Not in the polite, transactional sense — but in the deeper understanding that when you move through unfamiliar places, you are stepping into lives already in motion.
You are arriving mid-story.
This awareness changes how I travel and I truly believe it is because of my beautiful Afro-Caribbean Heritage I am wired how I am.
When in Travel mode, learning to be a guest amidst my creative reset, I find myself moving more slowly.
I listen more carefully.
I resist the urge to impose meaning too quickly. To label, interpret, or capture a place before I’ve learned how it wants to be met.
Being a guest requires humility. It asks you to observe without ownership. To receive without entitlement. To recognise that you are not the centre of the experience — you are part of its edge.

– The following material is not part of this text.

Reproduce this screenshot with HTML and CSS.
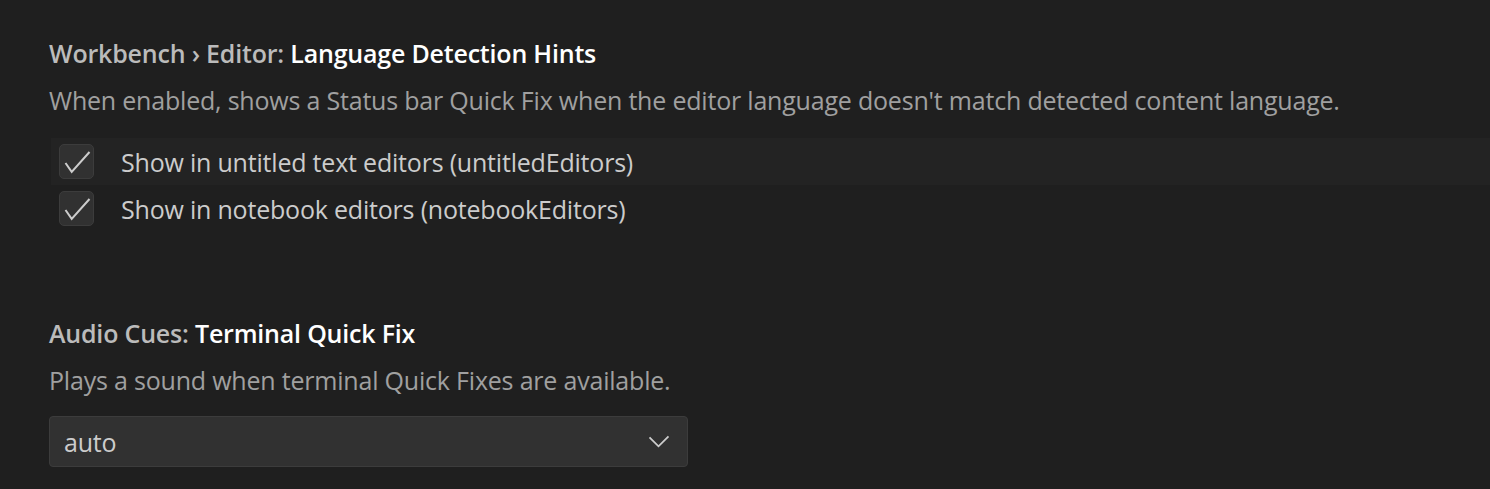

When I travel this way, places reveal themselves gradually. Not through landmarks or highlights, but through rhythm.
Through how mornings begin.
How people gather.
How silence is held.

This kind of travel doesn’t reward efficiency.
It rewards patience.

It also reshapes how I create. I become less interested in spectacle and more attentive to nuance. Less concerned with statement and more open to suggestion. The work becomes quieter, but deeper.


Learning to be a guest has softened my relationship with the world.
It has reminded me that meaning is not something I extract — it’s something I’m invited into.

Travel, at its best, teaches restraint.
It teaches respect.
It teaches how to arrive without demanding to be seen.
The more gently I enter a place, the more it gives back.